Canopy Growth Is Hot, and Here's How I'm Trading It
Light 'em up? Interesting. That's how I see this. No interest in the product. I'm the guy who tends to make things worse by taking myself off of my prescriptions before my doctors want me to. I am, however... very interested in making money, so voila... here I am. Canadian cannabis provider Canopy Growth (CGC) went to the tape with the firm's fiscal third quarter 2021 results on Tuesday morning. This is going to be sloppy, as the information reported is complex in nature, and let's not forget this is a Canadian firm, so these are Canadian dollars that we'll be talking about. Currently $1.00 US buys about C1.27.
For the quarter, Canopy Growth reported EPS of C-2.43 versus C-0.26 reported for the same period one year ago. The results do not appear to be comparable. Revenue generation was however, not a problem. The firm posted sales of C169.9 million, which was a new record. After deducting excise taxes of C17.4 million, the firm was left with net revenue of C152.5 million. The growth in this business has been in oils and softgels infused with CBD. The larger, dry bud business has been more or less stagnant, which is why the firm is so excited about the deal to distribute the Martha Stewart CBD collection at retail locations including the Vitamin Shoppe chain. Dry bud sales actually contracted 4% to C66.2 million in Canada for recreational users, while also contracting 2% to an even C9 million globally for medical use. The oil and softgel business however, saw sales increases of 55% to C7.3 million for recreational Canadian use, and 11% to C27 million for global medical use.
Need To Know
The very large loss per share amounts to an operating loss of C553.6 million, and subsequently a net loss of C829.3 million. The huge losses were driven primarily by impairment and restructuring charges among other charges that came to C416 million. Investors will recall that back in early December, Canopy announced the closing of five production facilities across Canada that amounted to 100 of the firm's outdoor Canadian footprint, and 17% of the firm's enclosed Canadian footprint. In all 220 employees were impacted. The majority of the operating loss is due to the implementation of this plan, that in the end is intended to expand margin going forward.

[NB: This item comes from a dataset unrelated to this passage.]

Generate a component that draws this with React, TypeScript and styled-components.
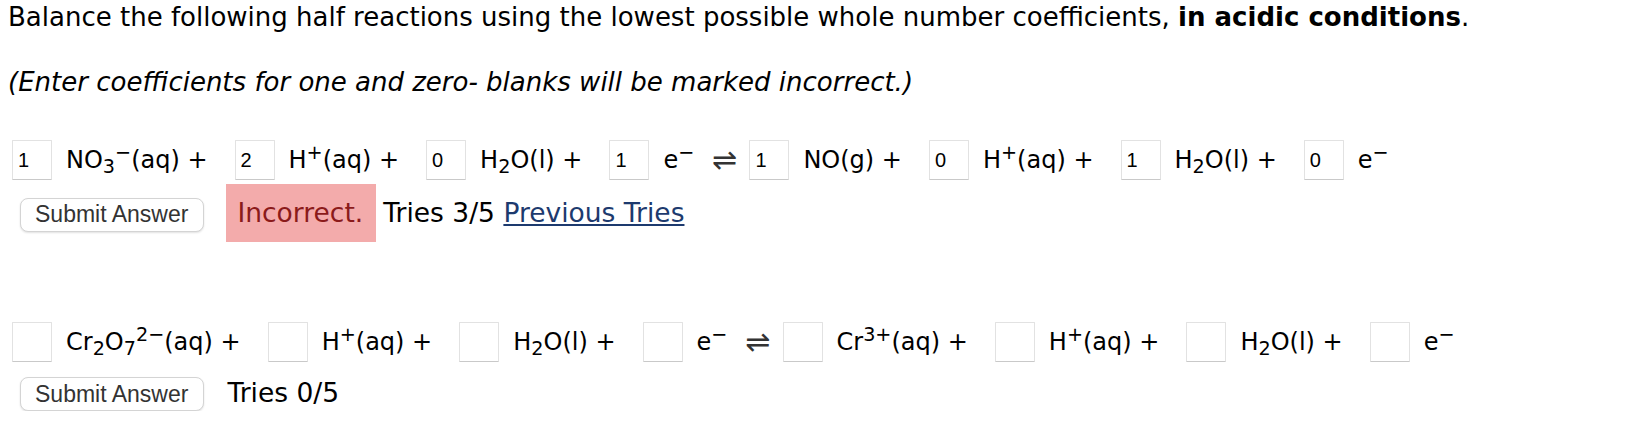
import React from "react";
import styled, { createGlobalStyle } from "styled-components";

const GlobalStyle = createGlobalStyle`
  body {
    margin: 0;
    background: #ffffff;
  }
`;

type Part = { coef: string; term: React.ReactNode; plus?: boolean; arrow?: boolean };

const first: Part[] = [
  { coef: "1", term: <>NO<sub>3</sub><sup>−</sup>(aq)</>, plus: true },
  { coef: "2", term: <>H<sup>+</sup>(aq)</>, plus: true },
  { coef: "0", term: <>H<sub>2</sub>O(l)</>, plus: true },
  { coef: "1", term: <>e<sup>−</sup></>, arrow: true },
  { coef: "1", term: <>NO(g)</>, plus: true },
  { coef: "0", term: <>H<sup>+</sup>(aq)</>, plus: true },
  { coef: "1", term: <>H<sub>2</sub>O(l)</>, plus: true },
  { coef: "0", term: <>e<sup>−</sup></> },
];

const second: Part[] = [
  { coef: "", term: <>Cr<sub>2</sub>O<sub>7</sub><sup>2−</sup>(aq)</>, plus: true },
  { coef: "", term: <>H<sup>+</sup>(aq)</>, plus: true },
  { coef: "", term: <>H<sub>2</sub>O(l)</>, plus: true },
  { coef: "", term: <>e<sup>−</sup></>, arrow: true },
  { coef: "", term: <>Cr<sup>3+</sup>(aq)</>, plus: true },
  { coef: "", term: <>H<sup>+</sup>(aq)</>, plus: true },
  { coef: "", term: <>H<sub>2</sub>O(l)</>, plus: true },
  { coef: "", term: <>e<sup>−</sup></> },
];

const Equation = ({ parts }: { parts: Part[] }) => (
  <EqRow>
    {parts.map((p, i) => (
      <React.Fragment key={i}>
        <Coef defaultValue={p.coef} />
        <Term $plus={!!p.plus}>
          {p.term}
          {p.plus ? " +" : ""}
        </Term>
        {p.arrow && <Arrow>⇌</Arrow>}
      </React.Fragment>
    ))}
  </EqRow>
);

const App = () => {
  return (
    <Page>
      <GlobalStyle />
      <Intro>
        Balance the following half reactions using the lowest possible whole number
        coefficients, <b>in acidic conditions</b>.
      </Intro>
      <Note>(Enter coefficients for one and zero- blanks will be marked incorrect.)</Note>

      <Problem $gap={43}>
        <Equation parts={first} />
        <SubmitRow $top={4}>
          <SubmitButton>Submit Answer</SubmitButton>
          <Incorrect>Incorrect.</Incorrect>
          <Tries>
            Tries 3/5 <PrevLink href="#">Previous Tries</PrevLink>
          </Tries>
        </SubmitRow>
      </Problem>

      <Problem $gap={80}>
        <Equation parts={second} />
        <SubmitRow $top={15}>
          <SubmitButton>Submit Answer</SubmitButton>
          <Tries $first>Tries 0/5</Tries>
        </SubmitRow>
      </Problem>
    </Page>
  );
};

export default App;

const Page = styled.div`
  padding: 0 8px;
  font-family: "DejaVu Sans", Verdana, sans-serif;
  font-size: 26px;
  line-height: 30px;
  color: #000000;
`;

const Intro = styled.p`
  margin: 0;
  padding-top: 2px;
`;

const Note = styled.p`
  margin: 35px 0 0;
  font-style: italic;
`;

const Problem = styled.div<{ $gap: number }>`
  margin-top: ${(p) => p.$gap}px;
`;

const EqRow = styled.div`
  display: flex;
  align-items: center;
  padding-left: 4px;
  font-size: 24px;
  white-space: nowrap;

  sub {
    font-size: 0.8em;
    line-height: 0;
    vertical-align: -0.28em;
  }

  sup {
    font-size: 0.8em;
    line-height: 0;
    vertical-align: 0.45em;
  }
`;

const Coef = styled.input`
  box-sizing: border-box;
  width: 40px;
  height: 40px;
  margin: 0 14px 0 0;
  padding: 0 5px;
  border: 1px solid #e2e2e2;
  border-bottom-color: #c9c9c9;
  border-radius: 1px;
  background: #ffffff;
  font-family: "Liberation Sans", Arial, sans-serif;
  font-size: 20px;
  color: #000000;
  outline: none;
`;

const Term = styled.span<{ $plus: boolean }>`
  white-space: pre;
  margin-right: ${(p) => (p.$plus ? 27 : 0)}px;
`;

const Arrow = styled.span`
  margin: 0 12px 0 18px;
  font-size: 30px;
  line-height: 30px;
  color: #333333;
`;

const SubmitRow = styled.div<{ $top: number }>`
  display: flex;
  align-items: baseline;
  margin-top: ${(p) => p.$top}px;
  padding-left: 12px;
  font-size: 26.5px;
`;

const SubmitButton = styled.button`
  box-sizing: border-box;
  height: 34px;
  padding: 0 15px 0 14px;
  border: 1px solid #d4d4d4;
  border-radius: 8px;
  background: #ffffff;
  box-shadow: 0 1px 2px rgba(0, 0, 0, 0.12);
  font-family: "Liberation Sans", Arial, sans-serif;
  font-size: 23px;
  color: #333333;
`;

const Incorrect = styled.span`
  margin-left: 22px;
  padding: 14px 13px 14px 11px;
  background: #f3abab;
  color: #8b1a1a;
`;

const Tries = styled.span<{ $first?: boolean }>`
  margin-left: ${(p) => (p.$first ? 23 : 7)}px;
`;

const PrevLink = styled.a`
  color: #1d3a6e;
  text-decoration: underline;
`;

Guidance is better, but one must understand that this is kind of like trying to turn a battleship by sticking an oar in the water. It's going to be tough. The firm sees net revenue CAGR (compound annual growth rate) of 40% to 50% from FY 2022 to FY 2024. The firm also sees positive adjusted EBITDA by the second half of FY 2022, and 20% adjusted EBITDA margin for full year FY 2024. Lastly, the firm sees positive operating cash flow for full year FY 2023, and if you believe all of that.... positive free cash flow for full year 2024.
The Chart
Okay, let me get this straight. The firm basically kitchen sunk everything in order to begin anew. They really do not have very high hopes for the short to medium term future. Yet, the market buys this news. You see that Relative Strength Index reading of 78? Yeah, this stock is badly overbought from a technical perspective. I might just short the stock, but wait... at last glance more than 35% of the entire float is held in short positions. I've seen that movie before... the one where a swarm of retail traders with no knowledge of fundamental analysis try to take a handful of hedge fund managers with absolutely no risk management skills whatsoever to the cleaners, and both sides lose. No thank you.
The Trade (minimal lots)
- Purchase one CGC March 19th $45 put for about $4.80.
- Sell (write) one CGC March 19th $35 put for roughly $1.10.
Net Debit: $3.70
Notes: The trader is buying the right to sell 100 shares of CGC at $45 by the March 19th expiration. In order to partially subsidize the expense, the trader sells the right to sell 100 shares of CGC at $35 by the same expiration date to someone else. In other words, net potential profit is capped at $6.30 {$10 - ($4.80 - $1.10) = $6.30}.
By The Way...
Unrelated name, related business. Tilray (TLRY) has also been hot of late, and gapped higher on Tuesday morning on news that an agreement had been reached with Grow Pharma in the UK to import and distribute Tilray products.
Not only badly overbought, now there is also a gap to fill. Just an FYI... 22% of the entire float is held short, so we are not going to short the equity. Another perfect candidate for a bear put spread as in the above example. Tilray has not yet announced an earnings release date for this quarter. History suggests the first week of March is likely.
At the time of publication, Stephen Guilfoyle had no position in the securities mentioned.